Разразилась война. Она обрушилась на французских музыкантов так неожиданно и их сознание было настолько не подготовлено к этому, что—поразительный факт! — они за единичными исключениями не сумели полноценно творчески откликнуться на грозные события военных лет. Словно смерч пронесся, расшатав устои французской музыки, так прочно, казалось, утвердившиеся за последние примерно два десятилетия.

Будущие композиторы «Шестерки» сформировались в годы войны. Сразу по ее окончании на парижской «ярмарке» (если воспользоваться выражением Ромена Роллана) они выступили агрессивно, по-юношески задорно, стремясь ниспровергнуть непререкаемые художественные авторитеты недавнего прошлого, которых осуждали за отрыв от окружающей жизни, хотя сами ее плохо знали и судили о ней поверхностно. Им думалось, что они станут зачинателями нового периода в истории французской музыки.
Так им -казалось, но так не получилось. Быстро обретя шумную славу, с оттенком скандальности, группа «Шести», случайно возникнув, вскоре распалась. Как справедливо отметил Мийо, «Шестерка» была скорее дружеской компанией, нежели«эстетическим кружком». И представители ее рассеялись в широком потоке французской музыки, течение которого — в несколько иных руслах —восстановилось в послевоенные годы. Имена же по крайней мере четырех из шести представителей этой группы, а именно —Онеггера, Мийо, Пуленка и Орика — сохранились в истории не потому, что они некогда были членами «Шестерки», а потому, что французская культура обогатилась в их лице композиторами большого таланта, своеобразной индивидуальности.

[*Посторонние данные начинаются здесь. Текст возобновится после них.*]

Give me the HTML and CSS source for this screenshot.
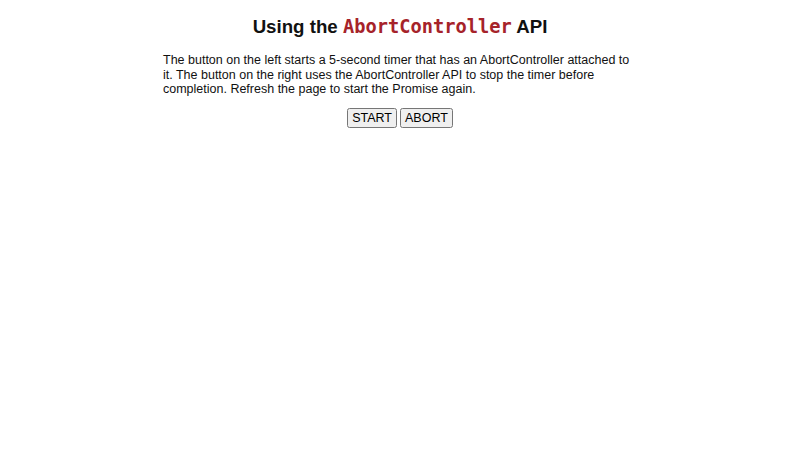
FILE: index.html
```html
<!DOCTYPE html>
<html lang="en">
<head>
    <meta charset="UTF-8">
    <meta name="viewport" content="width=device-width, initial-scale=1.0">
    <title>AbortController Demo</title>
    <link rel="stylesheet" href="styles.css">
</head>
<body>
    <main class="demo">
        <h1>Using the <code>AbortController</code> API</h1>
        <p>The button on the left starts a 5-second timer that has an AbortController attached to it. The button on the right uses the AbortController API to stop the timer before completion. Refresh the page to start the Promise again.</p>
        <div class="controls">
            <button id="start">START</button>
            <button id="abort">ABORT</button>
        </div>
    </main>
</body>
</html>
```

FILE: styles.css
```css
body {
    font-family: 'Liberation Sans', Arial, sans-serif;
    font-size: 12.5px;
    margin: 0;
    padding: 8px;
    color: #111;
    background: #fff;
}

.demo {
    max-width: 474px;
    margin: 0 auto;
}

h1 {
    font-size: 18.7px;
    text-align: center;
    margin: 8px 0 15px;
}

h1 code {
    font-family: 'DejaVu Sans Mono', monospace;
    color: #a6232a;
}

p {
    line-height: 14.7px;
    margin: 0 0 11px;
}

.controls {
    display: flex;
    justify-content: center;
    gap: 3px;
}

.controls button {
    font-family: 'Liberation Sans', Arial, sans-serif;
    font-size: 12.5px;
    padding: 1px 3px;
}
```
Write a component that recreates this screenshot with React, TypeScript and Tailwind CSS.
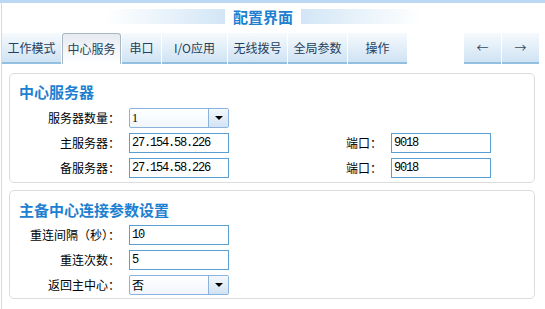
const cjk = { fontFamily: '"Noto Sans CJK SC", "Liberation Sans", sans-serif' };
const mono = { fontFamily: '"Liberation Mono", "Noto Sans CJK SC", monospace' };

const tabs = [
  { label: "工作模式", w: "w-[59px]" },
  { label: "中心服务", w: "w-[59px]", active: true },
  { label: "串口", w: "w-[39px]" },
  { label: "I/O应用", w: "w-[65px]" },
  { label: "无线拨号", w: "w-[59px]" },
  { label: "全局参数", w: "w-[59px]" },
  { label: "操作", w: "w-[59px]" },
];

function Tab({ label, w, active }: { label: string; w: string; active?: boolean }) {
  if (active) {
    return (
      <div className={`${w} h-[31px] flex items-center justify-center rounded-t-[3px] border border-b-0 border-[#a9b7c4] bg-gradient-to-b from-[#e6ebf0] to-white text-[12px] text-[#23405e]`}>
        {label}
      </div>
    );
  }
  return (
    <div className={`${w} h-[31px] flex items-center justify-center border-b-2 border-[#94c0e0] bg-gradient-to-b from-[#f6fafd] to-[#cfe3f3] text-[12px] text-[#23405e]`}>
      {label}
    </div>
  );
}

function TextBox({ value }: { value: string }) {
  return (
    <div className="w-[100px] h-[20px] border border-[#5a9fd2] bg-white flex items-center pl-[2px] text-[12px] text-black tracking-[-1.2px]" style={mono}>
      {value}
    </div>
  );
}

function Select({ value, cjkText }: { value: string; cjkText?: boolean }) {
  return (
    <div className="w-[100px] h-[20px] border border-[#8ab2dc] rounded-[2px] bg-gradient-to-b from-white to-[#f1f6fb] flex items-stretch">
      <div className="flex-1 flex items-center pl-[2px] text-[12px] text-black" style={cjkText ? cjk : { fontFamily: '"Liberation Serif", serif' }}>
        {value}
      </div>
      <div className="w-[20px] border-l border-[#8ab2dc] bg-gradient-to-b from-[#f4f8fc] to-[#d3e3f3] flex items-center justify-center">
        <div className="w-0 h-0 border-l-[4px] border-r-[4px] border-t-[4px] border-l-transparent border-r-transparent border-t-black" />
      </div>
    </div>
  );
}

function Row({ label, children, port }: { label: string; children: React.ReactNode; port?: string }) {
  return (
    <div className="h-[25px] flex items-center">
      <div className="w-[110px] text-right text-[12px] text-black">{label}</div>
      <div className="ml-[9px]">{children}</div>
      {port && (
        <>
          <div className="w-[153px] text-right text-[12px] text-black">端口：</div>
          <div className="ml-[9px]">
            <TextBox value={port} />
          </div>
        </>
      )}
    </div>
  );
}

export default function App() {
  return (
    <div className="w-[545px] h-[309px] bg-white border-t-[3px] border-[#bcd8f4] overflow-hidden" style={cjk}>
      <div className="ml-px h-full border-l-[1px] border-[#c8ddf1]">
        <div className="h-[30px] flex items-center justify-center pb-[3px] pr-[21px]">
          <div className="w-[120px] h-[15px] bg-gradient-to-r from-white to-[#d3e6f6]" />
          <div className="px-[8px] text-[15px] font-bold leading-[15px] text-[#1e80d0]">配置界面</div>
          <div className="w-[120px] h-[15px] bg-gradient-to-r from-[#d3e6f6] to-white" />
        </div>

        <div className="h-[32px] flex items-start gap-px">
          {tabs.map((t) => (
            <Tab key={t.label} {...t} />
          ))}
          <div className="ml-auto flex gap-px mr-[6px]">
            <div className="w-[37px] h-[31px] flex items-center justify-center border-b-2 border-[#94c0e0] bg-gradient-to-b from-[#f6fafd] to-[#cfe3f3] text-[12px] text-[#3a4a5a]">←</div>
            <div className="w-[37px] h-[31px] flex items-center justify-center border-b-2 border-[#94c0e0] bg-gradient-to-b from-[#f6fafd] to-[#cfe3f3] text-[12px] text-[#3a4a5a]">→</div>
          </div>
        </div>

        <div className="pl-[7px] pr-[10px] pt-[8px] flex flex-col gap-[7px]">
          <div className="h-[110px] border border-[#dcdcdc] rounded-[5px] pt-[8px]">
            <div className="h-[20px] pl-[9px] flex items-center text-[15px] font-bold text-[#1e80d0]">中心服务器</div>
            <div className="mt-[3px]">
              <Row label="服务器数量：">
                <Select value="1" />
              </Row>
              <Row label="主服务器：" port="9018">
                <TextBox value="27.154.58.226" />
              </Row>
              <Row label="备服务器：" port="9018">
                <TextBox value="27.154.58.226" />
              </Row>
            </div>
          </div>

          <div className="h-[109px] border border-[#dcdcdc] rounded-[5px] pt-[9px]">
            <div className="h-[20px] pl-[9px] flex items-center text-[15px] font-bold text-[#1e80d0]">主备中心连接参数设置</div>
            <div className="mt-[2px]">
              <Row label="重连间隔（秒）：">
                <TextBox value="10" />
              </Row>
              <Row label="重连次数：">
                <TextBox value="5" />
              </Row>
              <Row label="返回主中心：">
                <Select value="否" cjkText />
              </Row>
            </div>
          </div>
        </div>
      </div>
    </div>
  );
}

И все же: B ближайшие десятилетия XX века музыкальный горизонт Франции никак не застилался названными именами. Были другие творческие личности, принадлежавшие к предшествующему поколению, произведения которых имели значительный общественный резонанс.
Это мэтры французской музыки, -признанные авторитеты. Вкратце их охарактеризую2.
Прежде всего должен быть назван Габриель Форе (1845— 1924). Долгое время он занимал скромное место во французском музыкальном искусстве. Современники знали и ценили его как очень тонкого музыканта, пораженного тяжелым недугом — Форе потерял слух в 1903 году, и, несмотря на это, отзывчивого, доброжелательного, чутко пестующего молодежь (среди его учеников — Равель, Шмитт, Роже-Дюкас, Кёклен). Но как композитор он долгое время не мог добиться широкого признания; однако работал много и неустанно, преимущественно в камерных жанрах. Наделенный удивительным мелодическим даром, гармоническим чутьем, он создавал музыку, согретую романтической задушевностью, нежной ласковостью выражения, проникнутую поэтичным лиризмом. С годами, однако, влияние Форе росло, и, скажем, Онеггер в конце 40-х годов ставил его оперу «Пенелопа» даже выше «Пеллеаса и Мелизанды».
Другой признанный мэтр — Венсан д'Энди (1851—1931). Это сложная фигура. Ближайший и наиболее верный ученик Франка, один из создателей и бессменный руководитель «Певческой школы» (Schola cantorum), организованной в 1896 году, он пробудил интерес к народной музыке Франции, к контрапунктическому искусству старых мастеров. Музыка его, в которой представлены различные жанры, звучит возвышенно, хотя и несколько холодновато, отличается строгой продуманностью архитектоники. Если Форе, как сказано, находился в стороне от схваток, то д'Энди активно противостоял натиску импрессионизма и стремился привить своим многочисленным ученикам
(в их числе Руссель) вкус к строительству логически обоснованной крупной формы. Приверженность к клерикальным догматам сузила его идейный кругозор, наложила на его деятельность реакционный отпечаток. Тем не менее влияние Schola cantorum было значительным. Я еще вернусь к этому вопросу.
Третий видный представитель старшего поколения — Поль Дюка (1865—1935). Друг Форе и Дебюсси, он развивался в русле импрессионизма, хотя уже в своем оркестровом скерцо «Ученик чародея» (1897), приобретшем мировую известность, обнаружил склонность к более классичной и строгой музыкальной разработке. Крайне требовательный к себе, Дюка оставил немного произведений (главные — опера «Ариапа и Синяя Борода», балет «Пери»), а после войны и вовсе перестал писать. Однако, обладая крупным моральным авторитетом как воспитатель нескольких поколений музыкантов, он оказывал влияние на молодежь.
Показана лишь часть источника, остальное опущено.